Crosslinked polyimide membranes for organic-solvent nanofiltration: Achieving high performance and chemical stability through bromine-based crosslinking

Abstract

This study presents the development of an organic solvent nanofiltration (OSN) membrane with enhanced chemical and alkaline resistance, achieved through the crosslinking of brominated polyimide. By leveraging the high reactivity of bromine, two pyridyl crosslinking agents of varying lengths were effectively integrated into the membrane structure. The DP-PI membrane crosslinked with longer linker exhibited approximately double the permeance of the BP-PI membrane with shorter linker, attributed to structural differences resulting from the length of the crosslinking agents. Meanwhile, the BP-PI membrane demonstrated superior rejection due to its denser crosslinked structure. Under alkaline solvent conditions, both membranes showed partial swelling, leading to reduced rejection.

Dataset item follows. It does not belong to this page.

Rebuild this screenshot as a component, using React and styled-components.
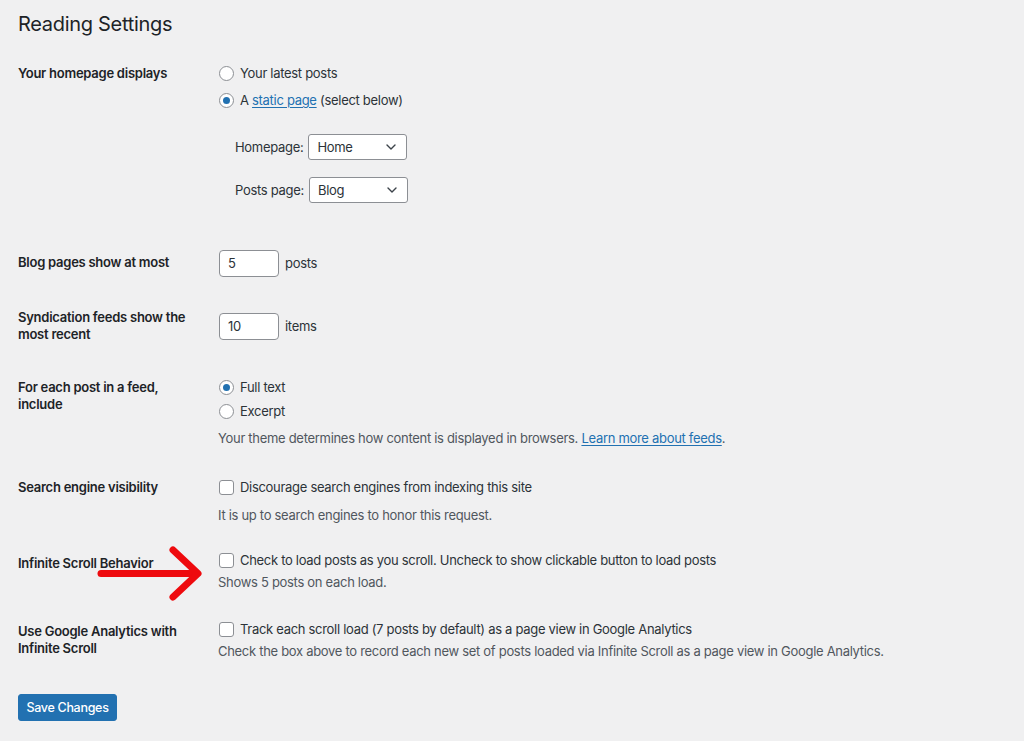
import React from 'react';
import styled, { createGlobalStyle } from 'styled-components';

const Global = createGlobalStyle`
  html, body { margin: 0; padding: 0; background: #f0f0f1; }
  body {
    font-family: Inter, "Liberation Sans", Arial, sans-serif;
    color: #1d2327;
    font-size: 13px;
    letter-spacing: -0.3px;
  }
  * { box-sizing: border-box; }
`;

const Page = styled.div`
  position: relative;
  width: 1024px;
  height: 741px;
  overflow: hidden;
  padding: 12px 18px 0;
`;

const Title = styled.h1`
  margin: 0;
  font-size: 20px;
  font-weight: 400;
  line-height: 24px;
  letter-spacing: -0.3px;
  color: #1d2327;
`;

const Row = styled.div`
  display: grid;
  grid-template-columns: 200px 1fr;
  align-items: ${p => (p.$center ? 'center' : 'start')};
  margin-top: ${p => p.$mt}px;
`;

const Label = styled.div`
  font-weight: 600;
  line-height: 17.5px;
  letter-spacing: -0.25px;
  color: #1d2327;
  padding-top: ${p => p.$pt || 0}px;
`;

const Field = styled.div`
  display: flex;
  flex-direction: column;
  align-items: flex-start;
`;

const ChoiceLine = styled.label`
  display: flex;
  align-items: center;
  gap: 6px;
  line-height: 17.5px;
  color: #2c3338;
  margin-top: ${p => p.$mt || 0}px;
`;

const RadioMark = styled.span`
  width: 15px;
  height: 15px;
  margin-left: 1px;
  border-radius: 50%;
  border: 1px solid #8c8f94;
  background: #fff;
  display: inline-flex;
  align-items: center;
  justify-content: center;
  flex: none;
  &::after {
    content: '';
    width: 7px;
    height: 7px;
    border-radius: 50%;
    background: ${p => (p.$checked ? '#2271b1' : 'transparent')};
  }
`;

const CheckMark = styled.span`
  width: 15px;
  height: 15px;
  margin-left: 1px;
  border-radius: 3px;
  border: 1px solid #8c8f94;
  background: #fff;
  flex: none;
`;

const Link = styled.a`
  color: #2271b1;
  text-decoration: underline;
  text-underline-offset: 2px;
`;

const SubList = styled.div`
  display: flex;
  flex-direction: column;
  gap: 17px;
  margin-top: 24px;
  padding-left: 17px;
`;

const SubRow = styled.div`
  display: flex;
  align-items: center;
  gap: 5px;
  color: #2c3338;
`;

const Select = styled.div`
  width: 99px;
  height: 26px;
  background: #fff;
  border: 1px solid #8c8f94;
  border-radius: 3px;
  display: flex;
  align-items: center;
  justify-content: space-between;
  padding: 0 10px 0 8px;
  color: #2c3338;
`;

const InlineField = styled.div`
  display: flex;
  align-items: center;
  gap: 6px;
  color: #2c3338;
`;

const NumberInput = styled.div`
  width: 60px;
  height: 27px;
  margin-left: 1px;
  background: #fff;
  border: 1px solid #8c8f94;
  border-radius: 4px;
  display: flex;
  align-items: center;
  padding-left: 8px;
  color: #2c3338;
`;

const Description = styled.p`
  margin: ${p => p.$mt || 0}px 0 0;
  line-height: 17.5px;
  color: #50575e;
`;

const Button = styled.button`
  margin-top: 33.5px;
  width: 99px;
  height: 27px;
  background: #2271b1;
  border: 1px solid #2271b1;
  border-radius: 3px;
  color: #fff;
  font-family: inherit;
  font-size: 12.5px;
  font-weight: 500;
  letter-spacing: -0.3px;
  padding: 0;
`;

const Overlay = styled.svg`
  position: absolute;
  left: 0;
  top: 0;
  pointer-events: none;
`;

const Chevron = () => (
  <svg width="10" height="6" viewBox="0 0 10 6">
    <path d="M1 1l4 4 4-4" fill="none" stroke="#3c434a" strokeWidth="1.4" strokeLinecap="round" strokeLinejoin="round" />
  </svg>
);

export default function App() {
  return (
    <>
      <Global />
      <Page>
        <Title>Reading Settings</Title>

        <Row $mt={29}>
          <Label>Your homepage displays</Label>
          <Field>
            <ChoiceLine><RadioMark />Your latest posts</ChoiceLine>
            <ChoiceLine $mt={9.5}>
              <RadioMark $checked />
              <span>A <Link>static page</Link> (select below)</span>
            </ChoiceLine>
            <SubList>
              <SubRow>Homepage: <Select>Home<Chevron /></Select></SubRow>
              <SubRow>Posts page: <Select>Blog<Chevron /></Select></SubRow>
            </SubList>
          </Field>
        </Row>

        <Row $mt={47} $center>
          <Label>Blog pages show at most</Label>
          <InlineField><NumberInput>5</NumberInput>posts</InlineField>
        </Row>

        <Row $mt={32} $center>
          <Label>Syndication feeds show the<br />most recent</Label>
          <InlineField><NumberInput>10</NumberInput>items</InlineField>
        </Row>

        <Row $mt={35}>
          <Label>For each post in a feed,<br />include</Label>
          <Field>
            <ChoiceLine><RadioMark $checked />Full text</ChoiceLine>
            <ChoiceLine $mt={6.5}><RadioMark />Excerpt</ChoiceLine>
            <Description $mt={9.5}>
              Your theme determines how content is displayed in browsers. <Link>Learn more about feeds</Link>.
            </Description>
          </Field>
        </Row>

        <Row $mt={31.5}>
          <Label>Search engine visibility</Label>
          <Field>
            <ChoiceLine><CheckMark />Discourage search engines from indexing this site</ChoiceLine>
            <Description $mt={10.5}>It is up to search engines to honor this request.</Description>
          </Field>
        </Row>

        <Row $mt={27.5}>
          <Label $pt={3}>Infinite Scroll Behavior</Label>
          <Field>
            <ChoiceLine><CheckMark />Check to load posts as you scroll. Uncheck to show clickable button to load posts</ChoiceLine>
            <Description $mt={4.5}>Shows 5 posts on each load.</Description>
          </Field>
        </Row>

        <Row $mt={29.5}>
          <Label $pt={2}>Use Google Analytics with<br />Infinite Scroll</Label>
          <Field>
            <ChoiceLine><CheckMark />Track each scroll load (7 posts by default) as a page view in Google Analytics</ChoiceLine>
            <Description $mt={4.5}>Check the box above to record each new set of posts loaded via Infinite Scroll as a page view in Google Analytics.</Description>
          </Field>
        </Row>

        <Button>Save Changes</Button>

        <Overlay width="1024" height="741" viewBox="0 0 1024 741">
          <g fill="none" stroke="#ee0a0e" strokeWidth="7" strokeLinecap="round" strokeLinejoin="round">
            <path d="M101 573.5H196" />
            <path d="M173 550L198 573.5L173 597" />
          </g>
        </Overlay>
      </Page>
    </>
  );
}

Despite these changes, the membranes maintained stable performance over 80 h, highlighting their strong resistance to harsh alkaline environments. Our bromination-substitution crosslinking strategy effectively forms robust covalent bonds while preserving the integrity of the imide rings, significantly enhancing the membranes' durability. These findings position crosslinked polyimide membranes as highly promising candidates for OSN applications, combining excellent chemical stability, high selectivity, and robust performance.